Records with interface code

::::

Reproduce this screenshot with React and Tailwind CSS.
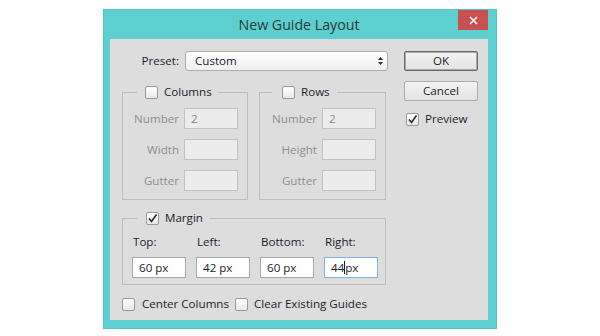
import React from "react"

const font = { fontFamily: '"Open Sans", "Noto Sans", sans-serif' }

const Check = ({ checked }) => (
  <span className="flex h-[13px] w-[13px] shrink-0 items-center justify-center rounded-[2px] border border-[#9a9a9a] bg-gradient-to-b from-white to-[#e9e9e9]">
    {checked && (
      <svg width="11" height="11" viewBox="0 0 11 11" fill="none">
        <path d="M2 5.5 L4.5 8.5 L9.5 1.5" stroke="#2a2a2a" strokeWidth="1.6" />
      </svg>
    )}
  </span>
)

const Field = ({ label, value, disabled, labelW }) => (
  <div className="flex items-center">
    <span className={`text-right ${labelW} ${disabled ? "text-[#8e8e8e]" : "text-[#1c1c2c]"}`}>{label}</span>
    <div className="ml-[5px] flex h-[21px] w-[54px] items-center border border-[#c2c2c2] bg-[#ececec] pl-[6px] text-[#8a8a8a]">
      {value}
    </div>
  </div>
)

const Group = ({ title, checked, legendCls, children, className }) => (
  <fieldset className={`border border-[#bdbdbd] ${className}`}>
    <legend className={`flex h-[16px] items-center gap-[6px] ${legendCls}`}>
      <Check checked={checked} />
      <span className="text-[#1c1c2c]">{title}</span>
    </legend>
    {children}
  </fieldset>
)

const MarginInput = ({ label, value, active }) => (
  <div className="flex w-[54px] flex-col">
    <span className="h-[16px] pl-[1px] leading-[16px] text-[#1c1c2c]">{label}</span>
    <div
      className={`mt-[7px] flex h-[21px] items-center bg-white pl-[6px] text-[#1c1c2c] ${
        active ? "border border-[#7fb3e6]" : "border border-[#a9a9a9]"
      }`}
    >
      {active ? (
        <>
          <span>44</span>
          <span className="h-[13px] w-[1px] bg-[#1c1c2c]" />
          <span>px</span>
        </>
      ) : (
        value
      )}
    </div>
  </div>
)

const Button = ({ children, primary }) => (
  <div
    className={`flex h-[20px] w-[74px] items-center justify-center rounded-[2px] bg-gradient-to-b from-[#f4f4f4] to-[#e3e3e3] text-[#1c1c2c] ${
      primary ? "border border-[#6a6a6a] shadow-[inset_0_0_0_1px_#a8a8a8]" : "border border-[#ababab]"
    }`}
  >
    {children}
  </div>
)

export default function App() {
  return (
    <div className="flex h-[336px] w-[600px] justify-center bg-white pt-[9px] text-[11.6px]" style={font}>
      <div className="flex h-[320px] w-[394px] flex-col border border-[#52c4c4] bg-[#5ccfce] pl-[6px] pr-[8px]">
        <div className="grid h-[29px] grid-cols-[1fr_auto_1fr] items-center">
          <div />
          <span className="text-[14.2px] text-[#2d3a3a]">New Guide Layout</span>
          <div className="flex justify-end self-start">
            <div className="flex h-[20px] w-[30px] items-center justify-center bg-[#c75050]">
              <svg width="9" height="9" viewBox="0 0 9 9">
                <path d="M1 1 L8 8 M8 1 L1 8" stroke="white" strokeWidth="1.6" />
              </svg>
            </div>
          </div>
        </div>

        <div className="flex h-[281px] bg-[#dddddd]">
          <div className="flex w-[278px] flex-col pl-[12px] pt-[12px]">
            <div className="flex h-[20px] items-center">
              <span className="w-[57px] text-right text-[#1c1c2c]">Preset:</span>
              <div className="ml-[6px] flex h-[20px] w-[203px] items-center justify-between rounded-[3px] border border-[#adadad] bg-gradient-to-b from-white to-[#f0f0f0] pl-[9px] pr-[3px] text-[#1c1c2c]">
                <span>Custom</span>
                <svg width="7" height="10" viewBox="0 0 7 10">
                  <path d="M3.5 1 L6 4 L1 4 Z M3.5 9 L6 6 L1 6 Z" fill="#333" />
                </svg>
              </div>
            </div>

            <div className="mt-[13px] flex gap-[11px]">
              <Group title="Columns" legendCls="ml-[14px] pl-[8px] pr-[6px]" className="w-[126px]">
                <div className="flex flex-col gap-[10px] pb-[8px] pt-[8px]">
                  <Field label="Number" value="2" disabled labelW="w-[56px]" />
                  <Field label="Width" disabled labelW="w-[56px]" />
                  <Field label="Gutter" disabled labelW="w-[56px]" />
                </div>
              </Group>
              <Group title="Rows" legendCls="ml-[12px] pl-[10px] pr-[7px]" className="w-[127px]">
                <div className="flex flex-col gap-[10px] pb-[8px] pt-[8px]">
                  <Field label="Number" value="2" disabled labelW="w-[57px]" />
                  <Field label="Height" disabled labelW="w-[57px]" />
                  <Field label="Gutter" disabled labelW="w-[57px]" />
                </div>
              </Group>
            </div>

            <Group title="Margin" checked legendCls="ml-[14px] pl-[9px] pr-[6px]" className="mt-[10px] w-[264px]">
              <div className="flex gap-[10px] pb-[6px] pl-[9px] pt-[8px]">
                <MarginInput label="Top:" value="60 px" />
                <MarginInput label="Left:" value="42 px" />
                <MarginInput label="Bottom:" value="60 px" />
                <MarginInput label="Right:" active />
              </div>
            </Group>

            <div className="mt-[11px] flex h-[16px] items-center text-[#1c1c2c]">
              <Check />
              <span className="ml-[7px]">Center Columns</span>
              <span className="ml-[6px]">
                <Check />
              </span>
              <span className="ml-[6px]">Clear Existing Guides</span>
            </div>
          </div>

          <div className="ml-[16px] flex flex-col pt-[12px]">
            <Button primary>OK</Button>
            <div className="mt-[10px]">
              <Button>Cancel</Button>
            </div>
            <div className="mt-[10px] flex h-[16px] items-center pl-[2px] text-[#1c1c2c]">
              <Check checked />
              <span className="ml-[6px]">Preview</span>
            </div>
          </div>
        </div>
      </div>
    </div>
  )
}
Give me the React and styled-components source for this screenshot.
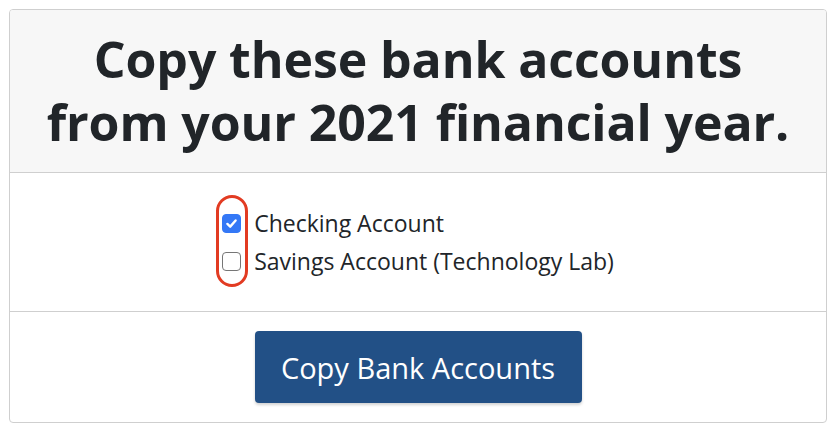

::::

> TASK TO CARRY OUT: Go through the records and pull out each line that includes the word "screenshot".

> SOLUTION:
Reproduce this screenshot with React and Tailwind CSS.
Give me the React and styled-components source for this screenshot.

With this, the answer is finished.